SENADOR FERNANDO COLLOR (Bloco Moderador/PTC - AL) – Sim! Ainda bem que não proibiram que o Brasil se abrisse ao mercado externo, porque senão ficaríamos como uma ilha isolada do resto do mundo, não é?

A abertura comercial promovida pelo meu governo foi uma abertura unilateral, uma abertura de muita confiança na boa receptividade que isso causaria no sistema internacional de comércio. Isso realmente aconteceu. Junto a isso, aconteceu uma modernização muito rápida no País em termos da introdução de novas tecnologias, a começar do próprio celular, de novos computadores. A questão dos carros ficou emblemática, com a expressão "carroças", porque eu dizia que os carros que nós tínhamos naquela época eram carroças, pois eram tecnologicamente muito atrasados, comparando-os com automóveis fabricados em outros países.

Houve o fim da reserva de mercado, a desestatização, a retirada do Estado de áreas que não lhe diziam respeito, em que ele não deveria atuar. Para citar um exemplo, o governo, o Estado brasileiro era o detentor do controle de uma empresa que fabricava hélices de avião e de outra empresa que fabricava botões.
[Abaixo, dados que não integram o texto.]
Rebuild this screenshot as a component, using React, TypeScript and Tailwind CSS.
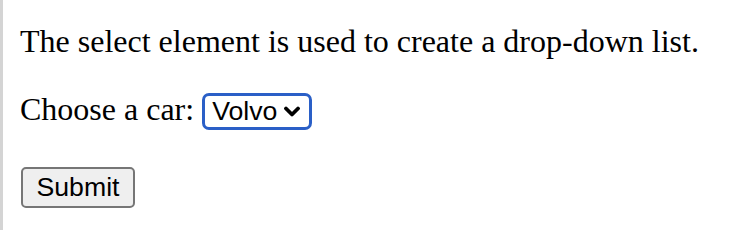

Essas empresas todas eram empresas estatais, porque foram financiadas sem muito cuidado, na época, pelo BNDE – não havia o S ainda. Então, o BNDE entrava como um sócio, porque, caso aquele sócio majoritário não tivesse condições de levar adiante, ele teria de assumir. Então, houve muitas dessas empresas. Pela falta de estudo técnico mais rigoroso, essas empresas não puderam ir adiante. Então, o Brasil assumiu o controle dessas empresas.
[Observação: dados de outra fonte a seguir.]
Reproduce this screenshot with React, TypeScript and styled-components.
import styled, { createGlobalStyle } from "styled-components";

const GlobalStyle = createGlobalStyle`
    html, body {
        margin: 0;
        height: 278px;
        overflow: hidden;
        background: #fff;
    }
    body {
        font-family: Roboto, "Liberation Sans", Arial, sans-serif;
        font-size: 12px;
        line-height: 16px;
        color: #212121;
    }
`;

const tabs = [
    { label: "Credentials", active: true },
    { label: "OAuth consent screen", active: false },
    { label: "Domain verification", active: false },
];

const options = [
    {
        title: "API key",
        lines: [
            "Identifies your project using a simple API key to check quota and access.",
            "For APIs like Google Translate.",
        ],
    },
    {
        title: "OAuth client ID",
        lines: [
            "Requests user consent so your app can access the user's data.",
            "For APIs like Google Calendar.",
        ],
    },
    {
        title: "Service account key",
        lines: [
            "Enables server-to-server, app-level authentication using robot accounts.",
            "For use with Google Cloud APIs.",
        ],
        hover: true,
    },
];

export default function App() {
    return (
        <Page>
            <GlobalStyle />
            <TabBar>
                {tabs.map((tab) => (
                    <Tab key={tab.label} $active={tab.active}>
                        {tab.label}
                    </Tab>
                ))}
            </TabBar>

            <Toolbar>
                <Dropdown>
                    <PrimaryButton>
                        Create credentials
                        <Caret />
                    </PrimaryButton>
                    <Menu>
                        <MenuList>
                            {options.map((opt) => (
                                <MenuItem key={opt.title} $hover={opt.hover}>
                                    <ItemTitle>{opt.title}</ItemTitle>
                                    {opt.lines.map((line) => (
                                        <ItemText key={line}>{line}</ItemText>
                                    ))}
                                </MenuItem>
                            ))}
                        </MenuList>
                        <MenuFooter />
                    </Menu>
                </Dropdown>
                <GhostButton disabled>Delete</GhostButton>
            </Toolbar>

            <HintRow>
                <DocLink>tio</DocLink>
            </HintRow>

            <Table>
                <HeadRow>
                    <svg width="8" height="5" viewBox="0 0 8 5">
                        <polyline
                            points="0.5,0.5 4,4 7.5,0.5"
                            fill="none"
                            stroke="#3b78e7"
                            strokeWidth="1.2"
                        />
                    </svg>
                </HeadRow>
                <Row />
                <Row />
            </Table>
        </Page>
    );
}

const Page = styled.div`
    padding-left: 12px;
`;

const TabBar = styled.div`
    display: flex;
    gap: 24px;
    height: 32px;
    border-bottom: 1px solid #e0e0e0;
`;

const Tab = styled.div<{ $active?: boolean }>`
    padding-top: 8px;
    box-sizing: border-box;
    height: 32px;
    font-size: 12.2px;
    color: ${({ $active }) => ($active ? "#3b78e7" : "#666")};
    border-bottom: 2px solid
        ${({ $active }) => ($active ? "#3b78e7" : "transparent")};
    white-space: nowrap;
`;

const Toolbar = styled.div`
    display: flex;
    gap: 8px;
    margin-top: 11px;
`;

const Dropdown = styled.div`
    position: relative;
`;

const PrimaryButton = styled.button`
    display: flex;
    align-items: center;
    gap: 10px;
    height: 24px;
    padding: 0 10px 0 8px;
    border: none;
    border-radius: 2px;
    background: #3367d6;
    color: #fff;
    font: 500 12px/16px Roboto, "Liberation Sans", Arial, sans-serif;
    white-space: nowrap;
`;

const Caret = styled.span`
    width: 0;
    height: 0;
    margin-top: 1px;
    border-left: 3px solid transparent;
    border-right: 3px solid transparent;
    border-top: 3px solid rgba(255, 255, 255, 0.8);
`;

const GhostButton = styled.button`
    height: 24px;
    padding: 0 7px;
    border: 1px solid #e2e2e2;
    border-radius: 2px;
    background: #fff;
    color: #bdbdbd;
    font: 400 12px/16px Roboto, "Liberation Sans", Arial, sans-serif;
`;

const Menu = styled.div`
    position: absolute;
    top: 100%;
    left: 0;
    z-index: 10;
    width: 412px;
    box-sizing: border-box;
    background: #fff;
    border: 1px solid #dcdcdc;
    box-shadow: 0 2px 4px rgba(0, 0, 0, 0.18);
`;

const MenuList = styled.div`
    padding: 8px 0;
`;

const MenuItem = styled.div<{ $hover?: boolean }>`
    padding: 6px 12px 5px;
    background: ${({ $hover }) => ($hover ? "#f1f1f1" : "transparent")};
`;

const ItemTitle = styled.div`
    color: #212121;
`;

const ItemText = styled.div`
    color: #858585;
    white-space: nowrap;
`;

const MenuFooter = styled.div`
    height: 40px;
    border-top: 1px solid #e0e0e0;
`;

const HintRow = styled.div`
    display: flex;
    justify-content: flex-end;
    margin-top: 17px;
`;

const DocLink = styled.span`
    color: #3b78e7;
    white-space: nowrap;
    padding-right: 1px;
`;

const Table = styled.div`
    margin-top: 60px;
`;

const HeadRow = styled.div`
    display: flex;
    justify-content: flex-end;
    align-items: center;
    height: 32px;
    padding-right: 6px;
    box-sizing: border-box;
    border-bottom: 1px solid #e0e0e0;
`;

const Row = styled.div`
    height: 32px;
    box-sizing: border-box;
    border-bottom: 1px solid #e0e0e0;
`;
Então, a primeira coisa que nós fizemos foi retirar o Estado dessas atividades que não lhe diziam respeito e procurar investir naquilo que era mais importante para o Brasil, sobretudo na questão educacional, na questão de melhorar a competitividade das empresas brasileiras, de melhorar a nossa produtividade, para que pudéssemos concorrer no mercado internacional em condições de disputar novos mercados com outros países com produtos iguais aos nossos.